Francesca Albanese a relayé par le passé des thèses attribuant le 7 janvier 2015 à la CIA et au Mossad, sans s’en excuser à notre connaissance. De telles prises de position relèvent du complotisme — un carburant historique de l’extrême droite.

Minimisation des violences sexuelles commises le 7 octobre 2023

Dans son livre, Francesca Albanese qualifie les viols de masse commis contre des femmes israéliennes le 7 octobre d’« accusations jamais vérifiées ». Une formulation qui, loin de soutenir les victimes palestiniennes, contribue à invisibiliser l’ampleur des violences sexistes pourtant largement établies aujourd’hui.

Une approche incapable de reconnaître toutes les victimes

Le 28 septembre 2025, lors d’une rencontre publique, Francesca Albanese a publiquement tancé le maire de Reggio Emilia pour avoir déclaré que « la fin du génocide ET la libération des otages sont des conditions nécessaires pour ouvrir —autant que possible — un processus de paix », allant jusqu’à l’exhorter à ne plus jamais tenir de tels propos. Sa position ne témoigne pas seulement d’une vision autoritaire et d’une intolérance inquiétante : elle révèle également son incapacité à reconnaître la souffrance de toutes les victimes, et notamment celle des otages israélien·ne·s et de leurs proches — comme si l’humanité des israélien·ne·s pouvait être effacée du simple fait de leur nationalité.

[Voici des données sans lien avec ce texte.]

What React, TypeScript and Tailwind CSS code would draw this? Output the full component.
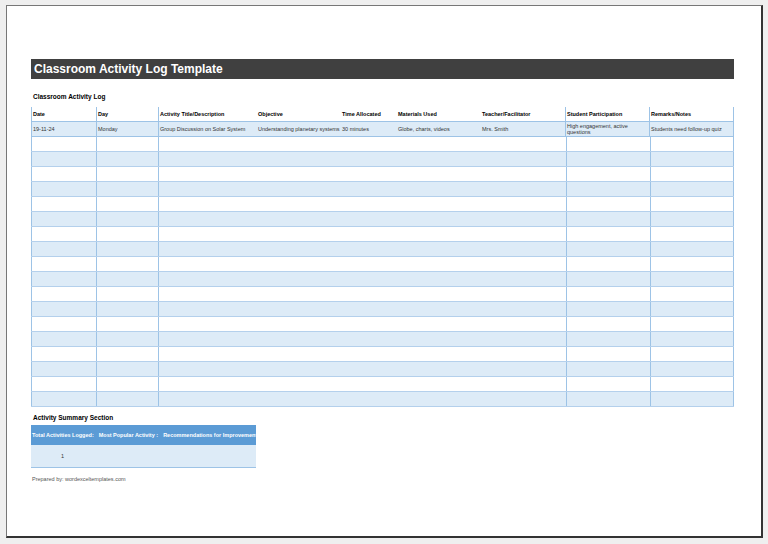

Déni d’agentivité politique aux Palestinien·ne·s

Albanese présente le 7 octobre comme une fatalité historique plutôt que comme le résultat de choix politiques du Hamas et du Jihad islamique. Ce récit, loin d’être anticolonial, reproduit une vision paternaliste où les Palestinien·nes ne seraient jamais sujets politiques mais toujours de simples objets des forces historiques — un imaginaire problématique, hérité d’une vision raciste, et profondément condescendante.

Comparaison du Hamas aux partisans antifascistes italiens

Dans son livre, elle compare le Hamas aux résistants antifascistes italiens. Assimiler un mouvement politico-religieux autoritaire, sexiste, homophobe et antisémite à des combattants internationalistes et antifascistes salit la mémoire de ces militant·es et brouille les repères indispensables aux luttes d’aujourd’hui, notamment contre l’extrême-droite.

La situation dramatique vécue par les Palestinien·nes de Gaza exige une solidarité sans faille. Or, chaque expression d’antisémitisme ou de complotisme affaiblit cette solidarité en offrant au gouvernement israélien et à ses relais le prétexte d’en détourner le sens et d’en disqualifier les acteurs.

Nos organisations se tiennent disposées à rencontrer les structures qui le souhaiteraient afin de nourrir une réflexion commune et un échange serein sur ces enjeux.